The next morning I had a mission to find a bakery, maybe pick up a Harley Denali Tee shirt, get the car washed and vacuumed, and last but not least, pick up groceries for the long weekend in the mountains.   I was disheartened as all the Harley shirts had pictures on the back.  I just wanted a plain HD shirt with the Denali location on it as I was at Denali Harley Davidson.   I asked the counter person, but she said they all had pictures on the backs’ so I headed off to find the bakery and then the car wash.

Since we were going to be dry camping for a really long weekend, we stocked up at the Carr’s grocery store in Wasilla that afternoon.  Then in the morning we would head out early to fill the tank at a Tesoro gas station that was the cheapest in the area, and happened to be on the way we were heading!

 

Day trip to Anchorage

We headed out early for Anchorage on Saturday morning.  I programmed the Nav to find downtown.    We ended up going down a steep hill and found a park right on the inlet.   It was low tide so there was a lot of seabed showing, quite a bit of muck that looked like it might swallow you.   We couldn’t find a way to get over the railroad tracks that kept us from the shore, so we drove off to find what looked like a way I found on Google Satellite.   It ended up being a locked gate, so that was a bust.

We headed further south and found another much larger park with a big lake housing the loudest birds I can remember ever hearing.  We went for a walk to see where the path went.

It was pretty cool.   We saw this station for life jackets you can borrow.  It said, “Kids don’t float” on it.  What a great program!!

Along the path was some sort of bike counting contraption that told you how many bikes went by each month, and then a tunnel under the rail road tracks.  Hey, we finally found a way past the tracks!

Out there was a great viewpoint and something unexpected:  a sewer pumping plant.  Outside the pump-house was a cool sign depicting how it worked, including a drawing.  Kind of fascinating as nowhere else had I ever seen a diagram of a municipal infrastructure building.

 

 

 

 

 

 

 

Prior to going thru the tunnel, there was a bridge over a creek and probably due to the low tide a mud flat.   Kathy noticed very large bear footprints in the  mud.  Yikes!   As we were heading into the “city,” we left our bear spray in the RV.   It’s not to be left in a hot car and we figured it wouldn’t be required in town…  Live and learn, folks!

After walking around there for quite a while, we were hungry and I brought out my BringFido app to look for a place to eat.   Tommy’s Burgers was listed without any reviews on that app, so I opened Yelp, checked it out there.  It had good ratings so we drove there.  Not an easy place to get to; but after driving around the block once more, I saw where it was and then tried to figure out how the heck to get there.

It was about 12:15 when we parked and there wasn’t a soul there.  We grabbed a table on the patio and went thru the menu.  I ended up with a Po Boy cheese burger that was really good.  I guess the lunch crowd in Anchorage starts around 12:30 on Saturdays.   It was pretty full when we left.
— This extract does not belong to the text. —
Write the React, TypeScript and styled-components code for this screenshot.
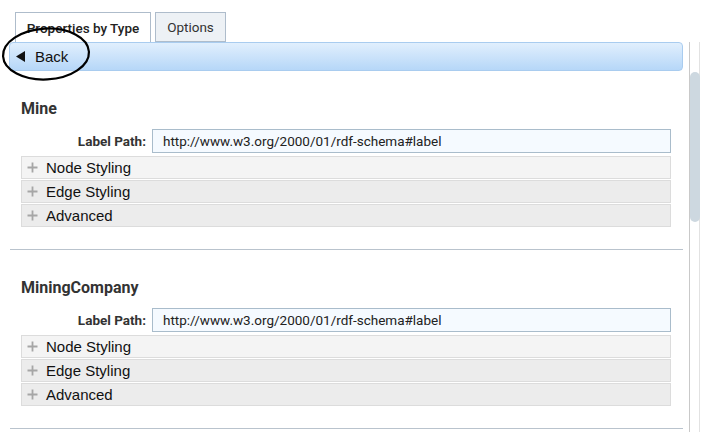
import * as React from 'react'
import styled, { createGlobalStyle } from 'styled-components'

const GlobalStyle = createGlobalStyle`
  html, body {
    margin: 0;
    padding: 0;
    background: #ffffff;
    font-family: Roboto, "Liberation Sans", Arial, sans-serif;
  }
`

// Outer page wrapper
const Page = styled.div`
  position: relative;
  width: 706px;
  height: 442px;
  padding: 12px 6px 0 8px;
  box-sizing: border-box;
  overflow: hidden;
`

const TabBar = styled.div`
  display: flex;
  gap: 4px;
  padding-left: 7px;
  height: 30px;
`

const Tab = styled.div<{ active?: boolean }>`
  display: flex;
  align-items: center;
  justify-content: center;
  box-sizing: border-box;
  height: 30px;
  width: ${props => props.active ? '136px' : '71px'};
  border: 1px solid #aebccb;
  border-bottom: ${props => props.active ? 'none' : '1px solid #aebccb'};
  background: ${props => props.active ? '#ffffff' : '#edf1f5'};
  font-size: 13.5px;
  font-weight: ${props => props.active ? 500 : 400};
  color: ${props => props.active ? '#222' : '#333'};
`

const Panel = styled.div`
  display: flex;
  height: 390px;
`

const Content = styled.div`
  width: 675px;
  overflow: hidden;
`

const BackBar = styled.div`
  display: flex;
  align-items: center;
  gap: 10px;
  height: 29px;
  margin-left: 1px;
  padding-left: 6px;
  box-sizing: border-box;
  border: 1px solid #a9ccef;
  border-radius: 4px;
  background: linear-gradient(#e1effd, #b6d7f8);
  font-family: "Liberation Sans", Arial, sans-serif;
  font-size: 15px;
  color: #111;
`

const Section = styled.div`
  margin-left: 2px;
  padding: 28px 12px 22px 11px;
  border-bottom: 1px solid #b9c3cd;
`

const Title = styled.div`
  font-size: 16px;
  font-weight: 700;
  color: #333;
  line-height: 20px;
  margin-bottom: 10px;
`

const LabelRow = styled.div`
  display: flex;
  align-items: center;
  gap: 6px;
  margin-bottom: 3px;
`

const Label = styled.div`
  width: 125px;
  text-align: right;
  font-size: 13.5px;
  font-weight: 700;
  color: #333;
`

const PathInput = styled.div`
  flex: 1;
  height: 24px;
  box-sizing: border-box;
  border: 1px solid #a9bccb;
  background: #f5faff;
  padding-left: 10px;
  display: flex;
  align-items: center;
  font-size: 13.5px;
  color: #222;
`

const AccordionList = styled.div`
  display: flex;
  flex-direction: column;
  gap: 1px;
`

const AccordionRow = styled.div<{ light?: boolean }>`
  display: flex;
  align-items: center;
  gap: 8px;
  height: 23px;
  box-sizing: border-box;
  padding-left: 5px;
  border: 1px solid #dcdcdc;
  background: ${props => props.light ? '#f4f4f4' : '#ececec'};
  font-family: "Liberation Sans", Arial, sans-serif;
  font-size: 15px;
  color: #111;
`

const Track = styled.div`
  position: relative;
  width: 11px;
  margin-left: 6px;
  box-sizing: border-box;
  border-left: 1px solid #c9c9c9;
  border-right: 1px solid #e2e2e2;
`

const Thumb = styled.div`
  position: absolute;
  left: 0;
  right: -1px;
  top: 30px;
  height: 150px;
  border-radius: 5px;
  background: #cdd8e0;
`

const Annotation = styled.svg`
  position: absolute;
  left: 1px;
  top: 26px;
  pointer-events: none;
`

const PlusIcon = () => (
  <svg width="11" height="11" viewBox="0 0 11 11">
    <path d="M5.5 0.5v10M0.5 5.5h10" stroke="#a6a6a6" strokeWidth="1.8" />
  </svg>
)

const BackArrow = () => (
  <svg width="9" height="11" viewBox="0 0 9 11">
    <polygon points="0,5.5 9,0 9,11" fill="#111" />
  </svg>
)

type TypeSectionProps = {
  name: string,
  path: string,
}

const TypeSection: React.FC<TypeSectionProps> = (props) => {
  return (
    <Section>
      <Title>{props.name}</Title>
      <LabelRow>
        <Label>Label Path:</Label>
        <PathInput>{props.path}</PathInput>
      </LabelRow>
      <AccordionList>
        <AccordionRow light><PlusIcon />Node Styling</AccordionRow>
        <AccordionRow><PlusIcon />Edge Styling</AccordionRow>
        <AccordionRow><PlusIcon />Advanced</AccordionRow>
      </AccordionList>
    </Section>
  )
}

const types = ['Mine', 'MiningCompany']

export default function App() {
  return (
    <Page>
      <GlobalStyle />
      <TabBar>
        <Tab active>Properties by Type</Tab>
        <Tab>Options</Tab>
      </TabBar>
      <Panel>
        <Content>
          <BackBar><BackArrow />Back</BackBar>
          {types.map(t => (
            <TypeSection key={t} name={t} path="http://www.w3.org/2000/01/rdf-schema#label" />
          ))}
        </Content>
        <Track><Thumb /></Track>
      </Panel>
      <Annotation width="92" height="56" viewBox="0 0 92 56">
        <ellipse cx="45" cy="28" rx="43" ry="25.5" fill="none" stroke="#000" strokeWidth="2.2" transform="rotate(-3 45 28)" />
      </Annotation>
    </Page>
  )
}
After finishing lunch, I called the Anchorage Trolley Tour number to see if we could bring Dusty with us.  The guy on the phone said only if he is better behaved than me.  We headed off to find the corner they leave from and look for somewhere to park.   We found the corner then started looking for a place to park.  Within a few minutes, I spotted someone pulling away from the curb and we pulled into that spot.  To our surprise, Saturdays the meters are not in use.  Scored a free parking spot a block away and walked over to the visitor center to find the ticket guy.

It was a one-hour tour of the city on one of those buses made up to look like a trolley.  They seem to have one of them in every large town we have visited the last three years of RV’ing.  There are lots of those trolley vehicles in San Diego, but I had never been on one of them.

The driver/tour guide was a funny young fellow who grew up in Alaska and lives in Anchorage, and he made the ride much more enjoyable than any other guided tour I have been on before.  (I haven’t been on a lot of tours though)  It’s an interesting city.   Some really nice housing areas and some really cruddy ones too.  The 9.0+ earthquake in ’64 really changed the landscape too.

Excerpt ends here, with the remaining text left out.